Baker McKenzie: New year, new burden: the global minimum tax is here
In January of this year, the EU directive regulating the global minimum tax entered into force, the aim of which is to bring the effective tax burden of all corporate groups above 750 million euros to 15 percent. Determining the items that reduce and increase the minimum tax base, as well as the calculation of the additional tax burden to be paid, represents a huge administrative and legal burden for companies – warns the international law firm Baker McKenzie.
The global minimum tax was created as a response to the harmful and unsustainable tax competition arising as a result of tax optimization. Its publication is, without exaggeration, the most significant development in international taxation in the last fifty years.
As a general rule, taxation is linked to the physical presence of the company or management.
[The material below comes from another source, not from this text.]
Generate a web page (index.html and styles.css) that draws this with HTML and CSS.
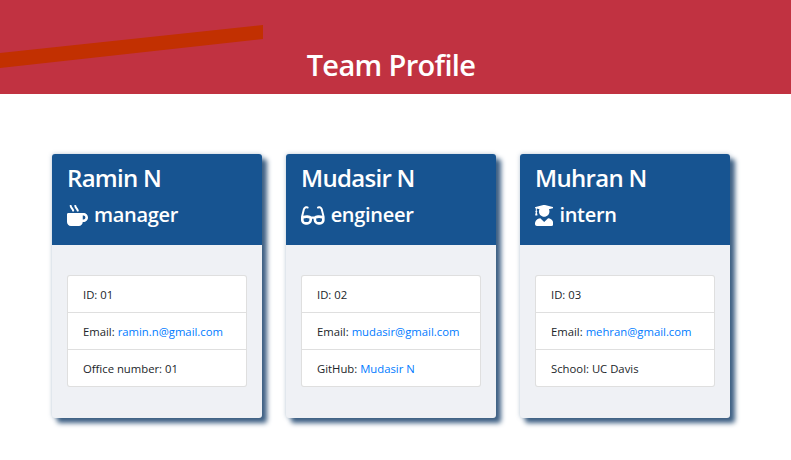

This presence – the tax liability – can be easily changed at the international level, and accordingly, individual countries wanted to attract companies with tax reductions. At the same time, digitalization no longer requires a physical presence either, so income can be regrouped more and more easily in countries with lower tax rates. As a result, the corporate tax rate worldwide was significantly reduced by half to a third, and all affected budgets lost significant tax revenues. According to OECD statistics, the global average of corporate tax rates fell from 32.5% to 23.9% between 2000 and 2018.
International taxation is currently based on various bilateral agreements to avoid double taxation – Hungary has also concluded hundreds of such agreements. By the 2010s, the negative spiral of increasing tax competition made this system unsustainable, and a paradigm shift was needed.